For want of a decent screenplay…

By Ryan Pike

The sex comedy has been around almost as long as filmmaking. The “bet” sub-genre, in which the lead character has to perform tasks to curry favour and/or win money, originated with Pygmalion and the Taming of the Shrew and reached prominence in the ’90s with such classics as American Pie and She’s All That. Each of these films featured a wonderful moment where the lead falls in love with somebody he has to exploit to win the bet, inevitably leading to the lass discovering the bet and angrily shouting, “was I a bet!?” Rachel Leigh Cook basically made her entire career on that line alone.

In Pigs, the premise is fairly simple and fool-proof. Miles (Jefferson Brown) is a senior at some ambiguously-named university and also a fairly renowned ladies man. In fact, he’s such a ladies man that he’s taken to photographing his conquests to show to his pals the next morning. Miles’ friend Cleaver (Darryn Lucio) figures out that by the time Miles graduates, he could probably have had sex with a woman representing (via her last name) all 26 letters of the alphabet, leading to Cleaver taking bets on whether or not Miles can complete this task. Miles is completely fine with all this until he meets Gabrielle (Melanie Marden), whose last name begins with the elusive X and who Miles’ roommate Ben (Christopher Elliot) has his eye on. It’s made unclear what, if anything, Miles gains from going through with the wacky scheme, apart from being a god among sex-deprived, 15-year-old boys for all time.

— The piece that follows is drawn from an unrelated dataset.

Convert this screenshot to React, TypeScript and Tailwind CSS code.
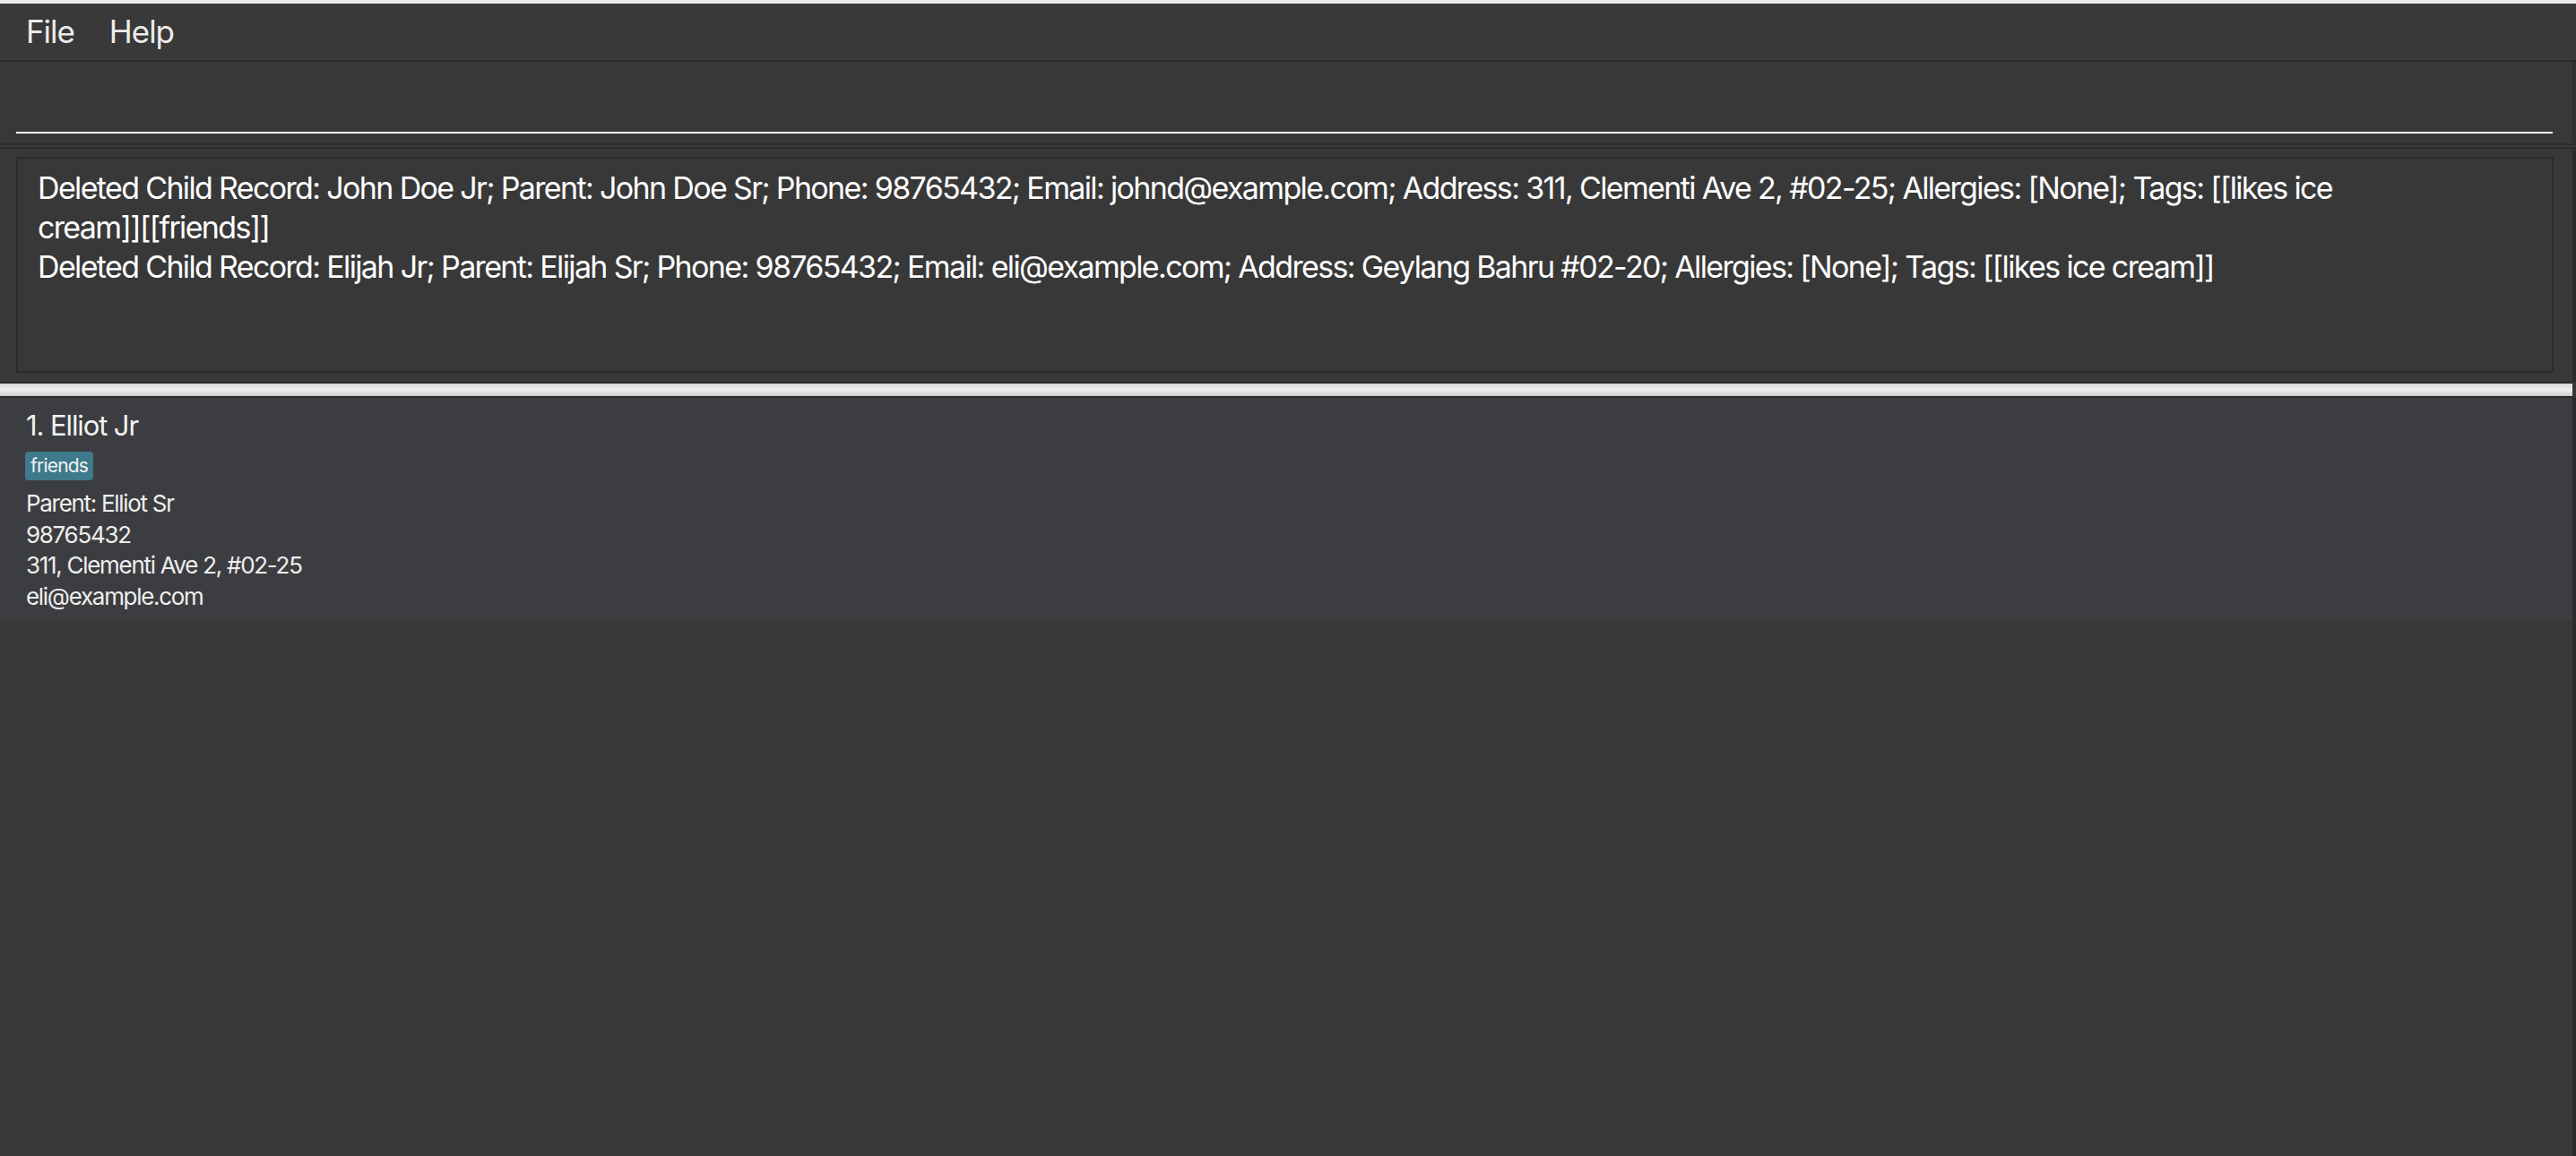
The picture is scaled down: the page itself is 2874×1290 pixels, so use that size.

The biggest single problem with Pigs is the writing. In short, it’s haphazard. The premise itself is reasonably clever for the genre, but the way it’s presented removes any semblance of wit from the proceedings. The largest detractor is how the characters themselves are presented. Miles is shown to be either daft or mean-spirited for the first half, then suddenly becomes a nice guy. Cleaver is a carbon-copy of Stifler from the American Pie films, except much less endearing. Ben is presented as borderline creepy. Worse yet, the many women shown throughout Pigs are either reduced to notches in various headboards or, in Gabrielle’s case, the closest thing the film has to a villain. Gabrielle sleeping with Miles is the only thing that could bring closure to the film’s wacky plot and her reluctance to get over the whole “bet” thing makes her out to be somewhat of an ogre, which is ironic considering she’s probably also the closest thing Pigs has to a sympathetic figure. The various characters populating the film are all so half-developed and unsympathetic that it’s impossible to figure out who the audience is supposed to be rooting for.

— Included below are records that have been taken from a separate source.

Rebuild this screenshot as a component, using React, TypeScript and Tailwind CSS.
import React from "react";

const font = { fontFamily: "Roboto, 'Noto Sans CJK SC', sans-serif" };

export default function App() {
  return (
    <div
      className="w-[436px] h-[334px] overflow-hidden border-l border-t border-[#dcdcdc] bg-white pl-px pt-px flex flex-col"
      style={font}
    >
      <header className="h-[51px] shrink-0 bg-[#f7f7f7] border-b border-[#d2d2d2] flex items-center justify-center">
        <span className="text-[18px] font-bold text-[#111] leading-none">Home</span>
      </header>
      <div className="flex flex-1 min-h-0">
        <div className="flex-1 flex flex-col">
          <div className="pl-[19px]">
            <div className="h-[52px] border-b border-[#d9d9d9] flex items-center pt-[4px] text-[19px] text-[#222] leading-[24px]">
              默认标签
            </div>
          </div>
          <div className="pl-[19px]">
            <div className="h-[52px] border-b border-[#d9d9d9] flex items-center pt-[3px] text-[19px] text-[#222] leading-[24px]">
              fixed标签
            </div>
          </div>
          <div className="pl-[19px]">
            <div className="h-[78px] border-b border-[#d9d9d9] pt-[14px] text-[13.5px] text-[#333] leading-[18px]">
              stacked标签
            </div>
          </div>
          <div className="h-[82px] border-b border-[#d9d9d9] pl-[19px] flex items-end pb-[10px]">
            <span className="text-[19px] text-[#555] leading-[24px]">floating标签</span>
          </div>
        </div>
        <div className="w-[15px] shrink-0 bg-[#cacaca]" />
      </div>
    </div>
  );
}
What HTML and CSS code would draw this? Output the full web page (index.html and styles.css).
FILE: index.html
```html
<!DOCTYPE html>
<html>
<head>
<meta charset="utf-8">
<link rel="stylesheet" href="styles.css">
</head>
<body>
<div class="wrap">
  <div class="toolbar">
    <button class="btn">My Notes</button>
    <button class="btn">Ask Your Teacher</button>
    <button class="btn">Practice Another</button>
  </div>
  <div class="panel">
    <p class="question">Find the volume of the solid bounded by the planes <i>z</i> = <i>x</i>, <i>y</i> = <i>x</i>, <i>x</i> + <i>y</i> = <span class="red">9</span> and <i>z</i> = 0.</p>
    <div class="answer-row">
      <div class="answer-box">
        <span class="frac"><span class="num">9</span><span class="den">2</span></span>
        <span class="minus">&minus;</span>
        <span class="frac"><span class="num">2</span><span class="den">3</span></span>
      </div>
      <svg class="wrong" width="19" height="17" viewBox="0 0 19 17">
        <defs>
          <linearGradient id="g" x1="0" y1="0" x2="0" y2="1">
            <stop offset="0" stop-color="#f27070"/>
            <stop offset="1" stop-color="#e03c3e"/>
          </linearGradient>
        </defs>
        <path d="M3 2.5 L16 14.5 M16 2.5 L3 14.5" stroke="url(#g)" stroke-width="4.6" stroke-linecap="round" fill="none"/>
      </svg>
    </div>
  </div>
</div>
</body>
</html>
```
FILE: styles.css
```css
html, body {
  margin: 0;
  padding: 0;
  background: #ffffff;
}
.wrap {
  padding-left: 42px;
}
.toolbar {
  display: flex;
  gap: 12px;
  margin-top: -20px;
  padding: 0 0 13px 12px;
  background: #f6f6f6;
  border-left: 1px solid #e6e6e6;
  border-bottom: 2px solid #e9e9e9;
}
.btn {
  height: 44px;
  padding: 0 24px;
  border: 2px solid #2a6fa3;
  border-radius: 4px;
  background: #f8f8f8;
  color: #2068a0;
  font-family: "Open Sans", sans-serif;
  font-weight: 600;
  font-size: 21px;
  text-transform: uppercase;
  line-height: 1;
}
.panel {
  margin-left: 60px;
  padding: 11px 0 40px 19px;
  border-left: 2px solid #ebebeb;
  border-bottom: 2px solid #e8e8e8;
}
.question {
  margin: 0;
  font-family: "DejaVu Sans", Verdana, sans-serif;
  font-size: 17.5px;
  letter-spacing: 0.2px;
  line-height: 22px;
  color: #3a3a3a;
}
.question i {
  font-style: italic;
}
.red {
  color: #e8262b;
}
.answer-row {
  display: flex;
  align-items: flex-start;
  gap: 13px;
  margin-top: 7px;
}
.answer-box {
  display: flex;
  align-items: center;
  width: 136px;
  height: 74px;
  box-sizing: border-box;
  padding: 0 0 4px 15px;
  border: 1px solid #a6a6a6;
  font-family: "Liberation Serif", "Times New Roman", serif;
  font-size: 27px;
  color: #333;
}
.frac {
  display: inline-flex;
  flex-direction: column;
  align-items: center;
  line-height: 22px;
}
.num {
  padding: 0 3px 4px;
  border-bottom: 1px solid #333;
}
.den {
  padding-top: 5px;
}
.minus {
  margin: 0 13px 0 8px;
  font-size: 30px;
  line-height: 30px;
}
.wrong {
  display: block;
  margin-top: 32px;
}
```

Directed and co-written by Karl DiPelino, veteran of several episodes of the cartoon series Sons of Butcher, Pigs often feels like a really long television episode. If the production had any kind of big budget, it doesn’t come across in the presentation. The acting is hit and miss, too. Jefferson Brown has good chemistry with Melanie Marden, but too often he comes across like a low-rent Freddie Prinze Jr. All Marden has to do is look attractive and deliver her lines. She does fine. Christopher Elliot is too bland to make much of an impression. Darryn Lucio brings some humour to the proceedings and is probably the best actor involved.

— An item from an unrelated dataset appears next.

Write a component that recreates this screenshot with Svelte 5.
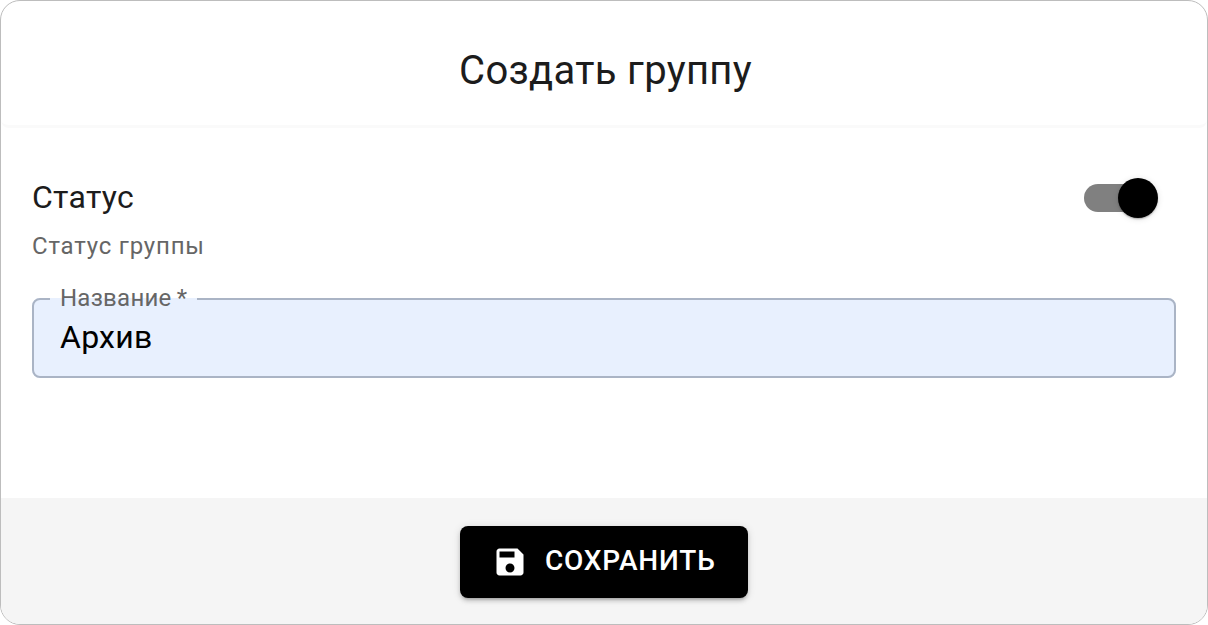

Pigs is probably not a film the male population wants to use for a date movie. Most of the plot feels like stuff lifted from better films and the characters are written to be as deep as puddles. There’s no depth to any of them and their actions come across as the whims of the writer rather than natural desires. Despite a seemingly foolproof premise and a capable cast, Pigs will go down in history as a horribly underwhelming film.